A female Ontario PC leader would face a truly unprecedented dynamic: She would run against two other female leaders, Wynne and NDP leader Andrea Horwath. Whether that fact would neutralize the feminine mystique, or make the PC leader’s gender even more important, is unknowable.

READ MORE: Brown’s downfall goes beyond politics

But not everyone in the party is convinced that gender should play such a prominent role in the coming leadership race.

“I think that we have many women in our party and in among the candidates who would be very qualified to be the leader,” said Phillips, the PC candidate for Ajax who, when asked if he was running for the leadership himself, said only that he would see how the process unfolds. “But the first quality is someone who brings integrity to the job, and who can make the argument around improving affordability here in Ontario. I don’t think that’s a gender-based discussion.”

“I think a woman leader would be great, but I also think we have to pick the very best leader we can get—not just any woman leader,” said Robin Martin, the PC candidate for Eglinton-Lawrence. “Leadership races are about picking amongst the candidates who are available and present themselves for the job in this kind of situation. We don’t have the luxury of time.
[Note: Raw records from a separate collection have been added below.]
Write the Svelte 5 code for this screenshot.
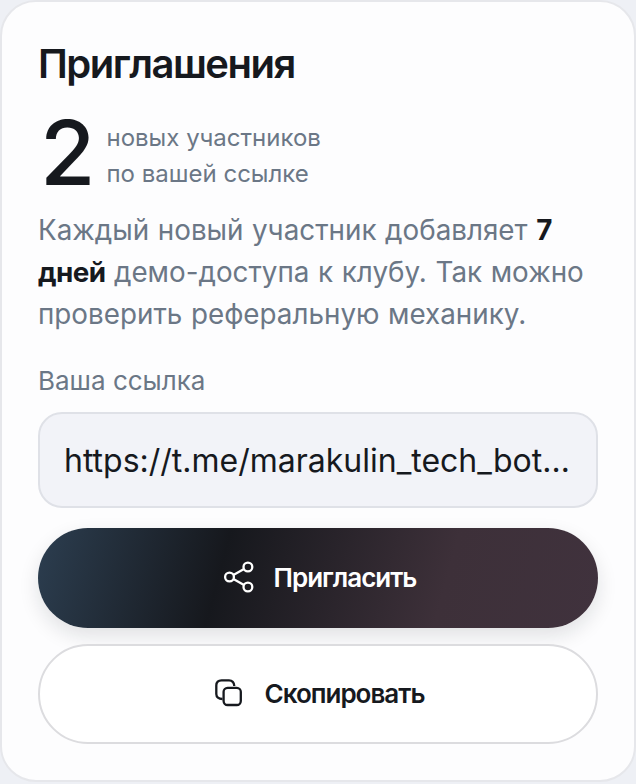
<script lang="ts">
const inviteUrl = 'https://t.me/marakulin_tech_bot?start=ref_2841';
</script>

<div class="page">
  <section class="card">
    <h2 class="title">Приглашения</h2>

    <div class="stat">
      <span class="stat-value">2</span>
      <span class="stat-label">новых участников<br />по вашей ссылке</span>
    </div>

    <p class="desc">
      Каждый новый участник добавляет <b>7 дней</b> демо-доступа к клубу. Так можно проверить реферальную механику.
    </p>

    <div class="field-label">Ваша ссылка</div>
    <div class="link-box"><span class="link-text">{inviteUrl}</span></div>

    <button class="btn primary" type="button">
      <svg width="32" height="32" viewBox="0 0 32 32" fill="none" stroke="currentColor" stroke-width="2.3" aria-hidden="true">
        <circle cx="24.9" cy="6" r="4.4" />
        <circle cx="6.5" cy="16" r="4.4" />
        <circle cx="24.9" cy="26" r="4.4" />
        <path d="M10.4 14 21 8.1M10.4 18 21 23.9" />
      </svg>
      Пригласить
    </button>

    <button class="btn secondary" type="button">
      <svg width="28" height="28" viewBox="0 0 28 28" fill="none" stroke="currentColor" stroke-width="2.3" aria-hidden="true">
        <path d="M7.5 20C3.5 20 1.3 18 1.3 15V6.5C1.3 3 3.3 1.3 6.5 1.3H14C17 1.3 19 3 19.3 7" />
        <rect x="8.6" y="8.8" width="17.2" height="17.2" rx="4" />
      </svg>
      Скопировать
    </button>
  </section>
</div>

<style>
  :global(body) {
    margin: 0;
    background: #eef0f5;
  }

  .page {
    height: 784px;
    box-sizing: border-box;
    font-family: Inter, "Noto Sans", sans-serif;
  }

  .card {
    box-sizing: border-box;
    height: 782px;
    padding: 40px 36px 0 36px;
    background: #fdfdfe;
    border: 2px solid #e6e7eb;
    border-radius: 36px;
  }

  .title {
    margin: 0;
    font-size: 40px;
    line-height: 44px;
    font-weight: 600;
    letter-spacing: -1.5px;
    color: #16191e;
  }

  .stat {
    display: flex;
    align-items: center;
    gap: 12px;
    margin-top: 34px;
    padding-left: 2px;
  }

  .stat-value {
    margin-top: -6px;
    font-size: 90px;
    line-height: 72px;
    font-weight: 500;
    letter-spacing: -1px;
    color: #16191e;
  }

  .stat-label {
    font-size: 24px;
    line-height: 36px;
    color: #6b7786;
  }

  .desc {
    margin: 17px 0 0;
    font-size: 27.8px;
    line-height: 42px;
    word-spacing: 0.8px;
    color: #6b7786;
  }

  .desc b {
    font-weight: 700;
    letter-spacing: -0.6px;
    color: #16191e;
  }

  .field-label {
    margin-top: 28px;
    font-size: 26px;
    line-height: 36px;
    color: #6b7786;
  }

  .link-box {
    box-sizing: border-box;
    height: 96px;
    margin-top: 13px;
    padding: 0 24px;
    display: flex;
    align-items: center;
    background: #f2f3f8;
    border: 2px solid #dfe1e7;
    border-radius: 24px;
  }

  .link-text {
    overflow: hidden;
    text-overflow: ellipsis;
    white-space: nowrap;
    font-size: 32px;
    color: #16191e;
  }

  .btn {
    box-sizing: border-box;
    width: 100%;
    height: 100px;
    padding: 0 0 2px 3px;
    display: flex;
    align-items: center;
    justify-content: center;
    border-radius: 50px;
    font-family: inherit;
    font-size: 26px;
    font-weight: 600;
    letter-spacing: -1px;
    cursor: pointer;
  }

  .primary {
    gap: 19px;
    margin-top: 20px;
    border: none;
    color: #fff;
    background: linear-gradient(105deg, #2c3e50 0%, #16181d 33%, #3d3039 72%, #40323d 100%);
    box-shadow: 0 8px 20px rgba(20, 24, 30, 0.12);
  }

  .secondary {
    gap: 22px;
    margin-top: 16px;
    background: #fff;
    border: 2px solid #dcdcdf;
    color: #16191e;
  }
</style>
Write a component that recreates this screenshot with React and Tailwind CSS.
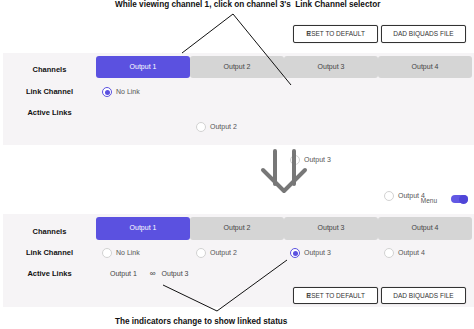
import React from "react";

function Radio({ checked, label, className = "" }) {
  return (
    <div className={"flex items-center gap-[4px] h-[14px] pl-[6px] " + className}>
      {checked ? (
        <span className="w-[10px] h-[10px] rounded-full border-[1.5px] border-[#5b51e0] bg-white flex items-center justify-center shrink-0">
          <span className="w-[5px] h-[5px] rounded-full bg-[#5b51e0]" />
        </span>
      ) : (
        <span className="w-[10px] h-[10px] rounded-full border border-[#d2d2d2] bg-white shrink-0" />
      )}
      <span className="text-[7px] leading-[10px] text-[#555] whitespace-nowrap">{label}</span>
    </div>
  );
}

function Tabs({ h }) {
  const names = ["Output 1", "Output 2", "Output 3", "Output 4"];
  return (
    <div className="flex">
      {names.map((n, i) => (
        <div
          key={n}
          className={
            (h === 22 ? "h-[22px] " : "h-[23px] ") +
            "w-[94px] rounded-[3px] flex items-center justify-center text-[7px] " +
            (i === 0 ? "bg-[#5b51e0] text-white" : "bg-[#d5d5d5] text-[#444]")
          }
        >
          {n}
        </div>
      ))}
    </div>
  );
}

function Buttons({ tall }) {
  const cls =
    (tall ? "h-[18px] " : "h-[17px] ") +
    "rounded-[2px] border border-[#333] bg-white flex items-center justify-center text-[6.5px] text-[#333] shadow-[0_0_1px_rgba(0,0,0,0.4)]";
  return (
    <div className="flex justify-end gap-[3px] pr-[8px]">
      <div className={cls + " w-[85px]"}>
        <span>R</span>
        <span className="ml-[-4px]">E</span>
        <span>SET TO DEFAULT</span>
      </div>
      <div className={cls + " w-[85px]"}>DAD BIQUADS FILE</div>
    </div>
  );
}

function Label({ children, className = "" }) {
  return (
    <div className={"w-[93px] shrink-0 text-center text-[7.5px] font-bold text-[#111] " + className}>
      {children}
    </div>
  );
}

export default function App() {
  return (
    <div
      className="relative w-[474px] h-[329px] bg-white overflow-hidden"
      style={{ fontFamily: '"Liberation Sans", Arial, sans-serif' }}
    >
      {/* top annotation */}
      <div className="h-[9px] leading-[9px] text-[8.2px] font-bold text-[#111] pl-[115px] whitespace-pre">
        {"While viewing channel 1, click on channel 3's  Link Channel selector"}
      </div>

      <div className="mt-[16px]">
        <Buttons tall />
      </div>

      {/* top panel */}
      <div className="ml-[3px] mt-[10px] h-[92px] bg-[#f6f4f6] flex flex-col">
        <div className="flex mt-[3px] h-[22px]">
          <Label className="pt-[9px] leading-[10px]">Channels</Label>
          <Tabs h={22} />
        </div>
        <div className="flex mt-[7px] h-[14px] items-start">
          <Label className="leading-[14px]">Link Channel</Label>
          <div className="w-[94px] shrink-0">
            <Radio checked label="No Link" />
          </div>
          <div className="w-[94px] shrink-0 mt-[35px]">
            <Radio label="Output 2" />
          </div>
          <div className="w-[94px] shrink-0 mt-[68px]">
            <Radio label="Output 3" className="pl-[5px]" />
          </div>
          <div className="w-[94px] shrink-0 mt-[104px]">
            <Radio label="Output 4" className="pl-[5px]" />
          </div>
        </div>
        <div className="flex mt-[7px] h-[14px]">
          <Label className="leading-[14px]">Active Links</Label>
        </div>
      </div>

      {/* middle */}
      <div className="h-[69px] flex flex-col">
        <svg className="ml-[258px] mt-[3px]" width="52" height="46" viewBox="0 0 52 46">
          <g stroke="#777" strokeWidth="4" strokeLinecap="round" strokeLinejoin="round" fill="none">
            <line x1="17" y1="3" x2="17" y2="36" />
            <line x1="36" y1="3" x2="36" y2="36" />
            <polyline points="5,22 26,43 47,22" />
          </g>
        </svg>
        <div className="flex justify-end items-center h-[10px] pr-[6px]">
          <span className="text-[6.5px] leading-[8px] text-[#555] mt-[3px]">Menu</span>
          <div className="ml-[14px] w-[17px] h-[8px] rounded-full bg-[#6258e4] flex items-center justify-end">
            <span className="w-[9px] h-[9px] rounded-full bg-[#4f45d8]" />
          </div>
        </div>
      </div>

      {/* bottom panel */}
      <div className="ml-[3px] h-[93px] bg-[#f6f4f6] flex flex-col">
        <div className="flex mt-[3px] h-[23px]">
          <Label className="pt-[10px] leading-[10px]">Channels</Label>
          <Tabs h={23} />
        </div>
        <div className="flex mt-[6px] h-[14px]">
          <Label className="leading-[14px]">Link Channel</Label>
          <div className="w-[94px] shrink-0">
            <Radio label="No Link" />
          </div>
          <div className="w-[94px] shrink-0">
            <Radio label="Output 2" />
          </div>
          <div className="w-[94px] shrink-0">
            <Radio checked label="Output 3" />
          </div>
          <div className="w-[94px] shrink-0">
            <Radio label="Output 4" />
          </div>
        </div>
        <div className="flex mt-[7px] h-[14px] items-center">
          <Label className="leading-[14px]">Active Links</Label>
          <div className="flex items-center pl-[14px] text-[7px] text-[#444]">
            <span>Output 1</span>
            <span className="ml-[13px] text-[8px] leading-[8px] text-[#333]">∞</span>
            <span className="ml-[6px]">Output 3</span>
          </div>
        </div>
        <div className="mt-[6px]">
          <Buttons />
        </div>
      </div>

      {/* bottom annotation */}
      <div className="mt-[10px] h-[9px] leading-[9px] text-[8.2px] font-bold text-[#111] pl-[115px] whitespace-nowrap">
        The indicators change to show linked status
      </div>

      {/* annotation lines */}
      <svg className="absolute inset-0 pointer-events-none" width="474" height="329" viewBox="0 0 474 329">
        <polyline points="182,53 233,14 291,85" stroke="#111" strokeWidth="1" fill="none" />
        <polyline points="163,285 217,311 287,260" stroke="#111" strokeWidth="1" fill="none" />
      </svg>
    </div>
  );
}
We’ve got to pick someone experienced who can hit the ground running.”

Indeed, prioritizing gender seems anathema to a party membership that is generally skeptical of gender quotas and diversity mandates. But infinitely more pressing for people like Martin than gender is the question of platform. The PCs spent 18 months crafting and then passing hundreds of points in a party platform that was then branded around Patrick Brown and his face. The party constitution requires a drawn-out process that involves the grassroots to build that platform, which means any new leader will have to credibly defend and sell a host of policy positions as-is.

“I would like them to throw their hat in the ring with a statement about what they would do. Personally, I would basically keep the platform, even keep the same team that Patrick had,” Martin said. (Over the weekend, Fideli announced the party would rehire Brown’s chief of staff Alykhan Velshi, who resigned his post after Brown initially refused to quit.)

So the future leader of the Ontario PCs will have to provide exceptional credentials, take control of a party rife with internal divisions to clean up after a disastrous former boss, and sell a set of policies that can no longer be changed.

Actually, this sounds like a job for a woman, if ever there was one.